How to Change Brake Calipers
If you're not experienced with vehicles, you may not realize there are two different types of brake calipers. One is floating and the other is fixed. Even though they don’t need maintenance, their failure is common. These guidelines will help you figure out how to change brake calipers.
Is It Complicated to Change a Brake Caliper?
Under most circumstances, you'll find that changing brake calipers is a straightforward process. You can complete this repair in your garage or in your driveway using standard hand tools. You'll still need to take certain precautions, however, especially if your vehicle has an ABS system. Typically, that doesn't cause much concern though. Before beginning, you'll need to consult your owner's manual regarding the location of your brake calipers. Your manual should also tell you how to deactivate your brakes. If you have an ABS system, you may need to go to a repair shop or dealer to prevent air from entering your braking system.
Removing the Calipers
Start by removing the wheel where you need to change the caliper. You'll need to jack the car up or put it on a lift. There may be brake fluid leaks, so place a small pan under the caliper. Use a ratchet or line wrench to remove the caliper's mounting bolts. Depending on which caliper you're working with, you may need to remove a brake pad or loosen the brake hose. Some calipers have tabs on them that you need to use needle-nose pliers to squeeze while prying away from the rotor.

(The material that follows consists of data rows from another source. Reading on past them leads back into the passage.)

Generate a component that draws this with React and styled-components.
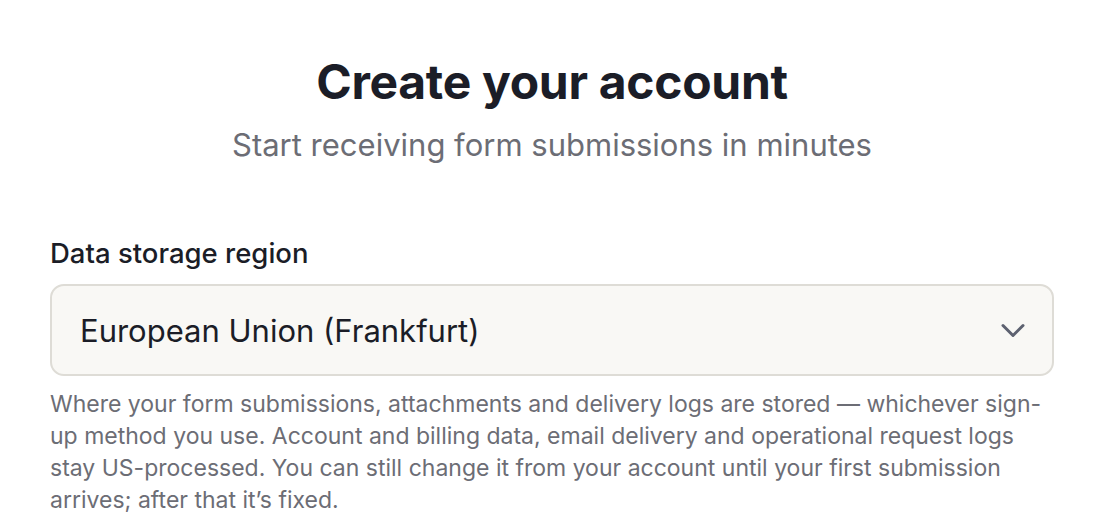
import styled, { createGlobalStyle } from "styled-components";

const GlobalStyle = createGlobalStyle`
  body {
    margin: 0;
    background: #ffffff;
    font-family: "Inter", "Noto Sans", sans-serif;
  }
`;

const Page = styled.div`
  max-width: 1004px;
  margin: 0 auto;
  padding: 54px 0 0;
  display: flex;
  flex-direction: column;
`;

const Header = styled.header`
  display: flex;
  flex-direction: column;
  align-items: center;
  gap: 15px;
  margin-bottom: 70px;
`;

const Title = styled.h1`
  margin: 0;
  font-size: 48px;
  line-height: 56px;
  font-weight: 700;
  color: #1b1d27;
  letter-spacing: -0.3px;
`;

const Subtitle = styled.p`
  margin: 0;
  font-size: 31px;
  line-height: 40px;
  color: #6c6d75;
`;

const Field = styled.div`
  display: flex;
  flex-direction: column;
`;

const Label = styled.label`
  font-size: 27.5px;
  line-height: 36px;
  font-weight: 500;
  color: #1b1d27;
  margin-bottom: 13px;
`;

const Select = styled.div`
  height: 88px;
  border: 2px solid #dedcd6;
  border-radius: 14px;
  background: #f9f8f5;
  display: flex;
  align-items: center;
  justify-content: space-between;
  padding: 0 27px 0 28px;
  font-size: 31px;
  color: #1b1d27;
`;

const Help = styled.p`
  margin: 12px 0 0;
  font-size: 23px;
  line-height: 32px;
  color: #6c6d75;
`;

const Chevron = () => (
  <svg width="24" height="15" viewBox="0 0 24 15" fill="none" stroke="#5d6170" strokeWidth="3" strokeLinecap="round" strokeLinejoin="round">
    <path d="M2 2.5l10 10 10-10" />
  </svg>
);

export default function App() {
  return (
    <>
      <GlobalStyle />
      <Page>
        <Header>
          <Title>Create your account</Title>
          <Subtitle>Start receiving form submissions in minutes</Subtitle>
        </Header>
        <Field>
          <Label>Data storage region</Label>
          <Select>
            <span>European Union (Frankfurt)</span>
            <Chevron />
          </Select>
          <Help>
            Where your form submissions, attachments and delivery logs are stored — whichever sign-up method you use. Account and billing data, email delivery and operational request logs stay US-processed. You can still change it from your account until your first submission arrives; after that it’s fixed.
          </Help>
        </Field>
      </Page>
    </>
  );
}
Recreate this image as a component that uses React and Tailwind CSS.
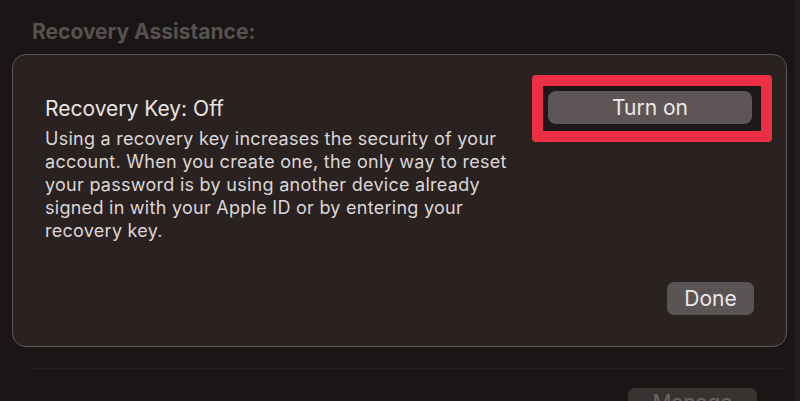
export default function App() {
  return (
    <div
      className="relative w-[800px] h-[401px] overflow-hidden bg-[#1b1616]"
      style={{ fontFamily: 'Inter, "Noto Sans", sans-serif' }}
    >
      <div className="absolute right-0 top-0 h-full w-[5px] bg-[#221d1d]" />
      <div className="pl-[32px] pt-[18px] pr-[13px]">
        <h2 className="text-[21px] leading-[27px] font-bold text-[#57514f]">
          Recovery Assistance:
        </h2>

        {/* Panel */}
        <div className="-ml-[20px] mt-[9px] h-[293px] rounded-[14px] border border-[#5e5857] bg-[#2a2221] pl-[32px] pr-[32px] pt-[20px] pb-[31px] flex flex-col">
          <div className="flex justify-between">
            <div className="pt-[21px]">
              <p className="text-[21px] leading-[25px] text-[#e9e4e3]">Recovery Key: Off</p>
              <p className="mt-[6px] text-[18px] leading-[23px] tracking-[0.015em] text-[#dcd7d6]">
                Using a recovery key increases the security of your
                <br />
                account. When you create one, the only way to reset
                <br />
                your password is by using another device already
                <br />
                signed in with your Apple ID or by entering your
                <br />
                recovery key.
              </p>
            </div>
            <div className="-mr-[18px] h-[67px] w-[240px] shrink-0 rounded-[4px] border-[11px] border-[#ec2f44] bg-[#1e1818] pl-[5px] pr-[9px] pt-[5px]">
              <button className="h-[33px] w-full rounded-[8px] bg-[#5e5656] text-[21px] leading-[33px] text-[#ece8e7]">
                Turn on
              </button>
            </div>
          </div>
          <div className="mt-auto flex justify-end">
            <button className="h-[33px] w-[87px] rounded-[7px] bg-[#5b5454] text-[21px] leading-[33px] text-[#ece8e7]">
              Done
            </button>
          </div>
        </div>

        <div className="mt-[21px] h-px bg-[#221e1d]" />
        <div className="mt-[19px] flex justify-end pr-[30px]">
          <div className="h-[30px] w-[129px] rounded-[7px] bg-[#383231] text-center text-[21px] leading-[30px] text-[#6a6463]">
            Manage
          </div>
        </div>
      </div>
    </div>
  );
}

Installing the New Caliper
Use brake parts cleaner to clean the new assembly. Make sure there's no rust, especially on the areas that the caliper is coming into contact with. Use the installation instructions that come with the caliper as a guide. Have the brake pads ready to transfer on to the caliper. Add a layer of grease to the replacement brake caliper bolts and slide it into position. Tighten the bolts by hand and then using a torque wrench according to the brake caliper torque specs. Make sure you’re bleeding the brakes with the help of an assistant.

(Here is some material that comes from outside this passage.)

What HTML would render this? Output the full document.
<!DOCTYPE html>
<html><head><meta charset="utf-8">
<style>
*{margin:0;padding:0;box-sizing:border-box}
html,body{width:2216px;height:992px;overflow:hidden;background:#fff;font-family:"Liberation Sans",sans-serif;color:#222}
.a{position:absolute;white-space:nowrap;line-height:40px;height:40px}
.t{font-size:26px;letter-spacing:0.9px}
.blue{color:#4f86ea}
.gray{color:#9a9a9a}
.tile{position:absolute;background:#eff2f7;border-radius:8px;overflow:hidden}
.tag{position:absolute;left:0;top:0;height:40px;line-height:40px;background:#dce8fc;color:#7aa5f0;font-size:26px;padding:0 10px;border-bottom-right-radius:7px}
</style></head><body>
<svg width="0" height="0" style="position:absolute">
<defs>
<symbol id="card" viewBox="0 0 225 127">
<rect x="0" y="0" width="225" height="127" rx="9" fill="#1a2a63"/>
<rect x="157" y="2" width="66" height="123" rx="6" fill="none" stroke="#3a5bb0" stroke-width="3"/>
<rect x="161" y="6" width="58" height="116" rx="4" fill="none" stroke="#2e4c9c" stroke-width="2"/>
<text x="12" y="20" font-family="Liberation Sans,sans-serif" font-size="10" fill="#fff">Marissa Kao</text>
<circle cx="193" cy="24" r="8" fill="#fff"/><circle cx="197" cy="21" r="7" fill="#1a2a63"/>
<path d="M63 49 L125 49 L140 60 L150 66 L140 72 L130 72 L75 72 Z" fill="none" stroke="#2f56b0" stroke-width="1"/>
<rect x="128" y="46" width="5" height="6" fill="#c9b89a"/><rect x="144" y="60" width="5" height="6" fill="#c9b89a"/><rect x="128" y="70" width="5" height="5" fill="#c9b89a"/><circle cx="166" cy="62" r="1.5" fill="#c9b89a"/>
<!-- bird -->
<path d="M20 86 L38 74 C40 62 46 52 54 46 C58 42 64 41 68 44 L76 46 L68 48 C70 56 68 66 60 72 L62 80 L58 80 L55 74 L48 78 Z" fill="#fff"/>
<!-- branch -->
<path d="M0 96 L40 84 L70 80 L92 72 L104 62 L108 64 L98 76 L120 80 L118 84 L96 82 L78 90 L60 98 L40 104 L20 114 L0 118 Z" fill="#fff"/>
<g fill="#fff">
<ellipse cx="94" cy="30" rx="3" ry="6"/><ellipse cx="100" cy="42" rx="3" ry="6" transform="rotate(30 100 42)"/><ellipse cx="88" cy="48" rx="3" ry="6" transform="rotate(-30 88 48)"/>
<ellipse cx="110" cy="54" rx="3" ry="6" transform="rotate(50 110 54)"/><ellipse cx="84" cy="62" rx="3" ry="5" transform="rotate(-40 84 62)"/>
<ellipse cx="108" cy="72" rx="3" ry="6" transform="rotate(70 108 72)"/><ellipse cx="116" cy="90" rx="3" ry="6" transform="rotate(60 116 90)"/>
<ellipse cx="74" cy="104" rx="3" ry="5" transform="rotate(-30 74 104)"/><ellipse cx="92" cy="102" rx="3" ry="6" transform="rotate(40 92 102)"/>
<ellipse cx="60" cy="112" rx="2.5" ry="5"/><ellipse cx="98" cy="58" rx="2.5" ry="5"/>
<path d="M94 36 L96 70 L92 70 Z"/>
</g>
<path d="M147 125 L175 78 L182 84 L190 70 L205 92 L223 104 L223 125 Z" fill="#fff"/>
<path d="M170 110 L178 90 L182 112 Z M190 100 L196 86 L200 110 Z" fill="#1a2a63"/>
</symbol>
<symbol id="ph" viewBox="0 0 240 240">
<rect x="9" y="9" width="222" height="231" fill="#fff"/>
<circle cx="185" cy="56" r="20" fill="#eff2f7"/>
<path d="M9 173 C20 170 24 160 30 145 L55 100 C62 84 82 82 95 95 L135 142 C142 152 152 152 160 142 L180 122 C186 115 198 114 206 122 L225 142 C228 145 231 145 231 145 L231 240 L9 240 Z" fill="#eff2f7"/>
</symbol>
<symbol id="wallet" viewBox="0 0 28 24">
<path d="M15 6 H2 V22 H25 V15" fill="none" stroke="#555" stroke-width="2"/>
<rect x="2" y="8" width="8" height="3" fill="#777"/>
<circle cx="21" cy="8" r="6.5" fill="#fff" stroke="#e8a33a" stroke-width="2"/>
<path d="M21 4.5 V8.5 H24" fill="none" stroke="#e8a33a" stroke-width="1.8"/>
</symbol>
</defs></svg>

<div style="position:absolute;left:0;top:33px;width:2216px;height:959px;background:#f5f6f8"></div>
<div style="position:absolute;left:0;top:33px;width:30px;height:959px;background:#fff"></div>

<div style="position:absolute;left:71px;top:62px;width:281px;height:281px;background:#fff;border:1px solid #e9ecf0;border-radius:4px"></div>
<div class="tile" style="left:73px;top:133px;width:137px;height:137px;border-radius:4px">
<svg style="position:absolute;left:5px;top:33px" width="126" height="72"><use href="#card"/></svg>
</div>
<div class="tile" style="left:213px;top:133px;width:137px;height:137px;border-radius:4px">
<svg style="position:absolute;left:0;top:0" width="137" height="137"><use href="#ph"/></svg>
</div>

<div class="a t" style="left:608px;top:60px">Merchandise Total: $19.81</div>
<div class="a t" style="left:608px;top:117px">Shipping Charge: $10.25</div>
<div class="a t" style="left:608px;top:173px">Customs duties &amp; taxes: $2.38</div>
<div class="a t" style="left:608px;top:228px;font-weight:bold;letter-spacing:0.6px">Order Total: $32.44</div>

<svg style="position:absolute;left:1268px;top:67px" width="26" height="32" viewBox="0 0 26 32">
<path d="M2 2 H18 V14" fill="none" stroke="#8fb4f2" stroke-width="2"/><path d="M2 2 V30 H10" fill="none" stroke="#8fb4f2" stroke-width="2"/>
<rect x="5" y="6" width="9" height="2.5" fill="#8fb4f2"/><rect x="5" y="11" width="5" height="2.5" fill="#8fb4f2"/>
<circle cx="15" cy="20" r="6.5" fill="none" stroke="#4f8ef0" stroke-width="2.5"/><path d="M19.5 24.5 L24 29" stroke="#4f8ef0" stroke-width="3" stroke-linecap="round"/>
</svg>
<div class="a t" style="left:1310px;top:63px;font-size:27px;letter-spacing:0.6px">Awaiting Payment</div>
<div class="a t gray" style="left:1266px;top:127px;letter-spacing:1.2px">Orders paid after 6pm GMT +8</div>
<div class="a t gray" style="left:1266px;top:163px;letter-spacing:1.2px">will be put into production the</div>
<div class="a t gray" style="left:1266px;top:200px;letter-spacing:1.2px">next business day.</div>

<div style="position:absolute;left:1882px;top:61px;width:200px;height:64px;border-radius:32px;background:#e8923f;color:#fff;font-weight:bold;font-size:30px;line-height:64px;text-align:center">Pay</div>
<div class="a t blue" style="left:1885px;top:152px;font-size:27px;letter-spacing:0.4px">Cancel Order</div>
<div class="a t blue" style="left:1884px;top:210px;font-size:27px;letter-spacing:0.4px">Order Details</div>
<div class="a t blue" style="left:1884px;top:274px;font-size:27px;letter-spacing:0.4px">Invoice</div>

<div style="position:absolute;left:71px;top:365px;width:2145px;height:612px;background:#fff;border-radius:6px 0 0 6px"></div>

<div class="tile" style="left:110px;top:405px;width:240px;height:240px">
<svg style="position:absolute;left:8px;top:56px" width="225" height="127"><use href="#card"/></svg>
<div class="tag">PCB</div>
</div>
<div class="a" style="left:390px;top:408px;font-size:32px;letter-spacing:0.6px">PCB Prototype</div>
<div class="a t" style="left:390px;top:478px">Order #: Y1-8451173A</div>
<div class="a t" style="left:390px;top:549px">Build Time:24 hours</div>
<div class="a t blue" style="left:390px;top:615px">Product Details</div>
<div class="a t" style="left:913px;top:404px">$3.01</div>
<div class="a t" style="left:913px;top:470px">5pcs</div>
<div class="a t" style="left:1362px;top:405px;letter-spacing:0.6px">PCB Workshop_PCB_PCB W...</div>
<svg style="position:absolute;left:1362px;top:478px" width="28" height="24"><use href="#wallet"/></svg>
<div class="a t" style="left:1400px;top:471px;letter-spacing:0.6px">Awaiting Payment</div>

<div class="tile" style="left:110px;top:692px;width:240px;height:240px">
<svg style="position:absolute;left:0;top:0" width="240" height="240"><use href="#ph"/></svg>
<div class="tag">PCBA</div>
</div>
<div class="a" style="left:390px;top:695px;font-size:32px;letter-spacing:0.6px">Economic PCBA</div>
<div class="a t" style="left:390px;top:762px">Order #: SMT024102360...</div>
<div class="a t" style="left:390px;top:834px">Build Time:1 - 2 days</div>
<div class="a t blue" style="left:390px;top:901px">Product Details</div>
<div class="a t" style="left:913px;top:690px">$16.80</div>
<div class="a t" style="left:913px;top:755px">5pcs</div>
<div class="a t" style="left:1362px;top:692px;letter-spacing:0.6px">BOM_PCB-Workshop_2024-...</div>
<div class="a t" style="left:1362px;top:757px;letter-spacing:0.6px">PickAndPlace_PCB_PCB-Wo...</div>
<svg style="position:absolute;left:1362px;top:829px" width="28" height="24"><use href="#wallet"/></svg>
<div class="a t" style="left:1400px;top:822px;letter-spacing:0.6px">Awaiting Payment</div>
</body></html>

About Bleeding Brake Lines
When you're bleeding brake lines, you're preventing air from becoming trapped in the braking system. If you're working with an ABS system, the recommendation is to bring your vehicle to a professional. When you're bleeding your brake system, you do so without starting your engine. Depress the brake pedal carefully several times to release air. Loosen the bleeder screw for a few seconds, and then tighten it again. Repeat this until no more air bubbles are in the brake fluid.
Understanding Brake Caliper Replacement
Learning how to change brake calipers isn't complicated, but it means you'll be working with several different types of calipers. Therefore, it's essential you're consulting with your vehicle's owner's manual and the caliper's instructions before attempting to work on this project. It's a good idea to change brake calipers in pairs. For example, both the rears or both the front.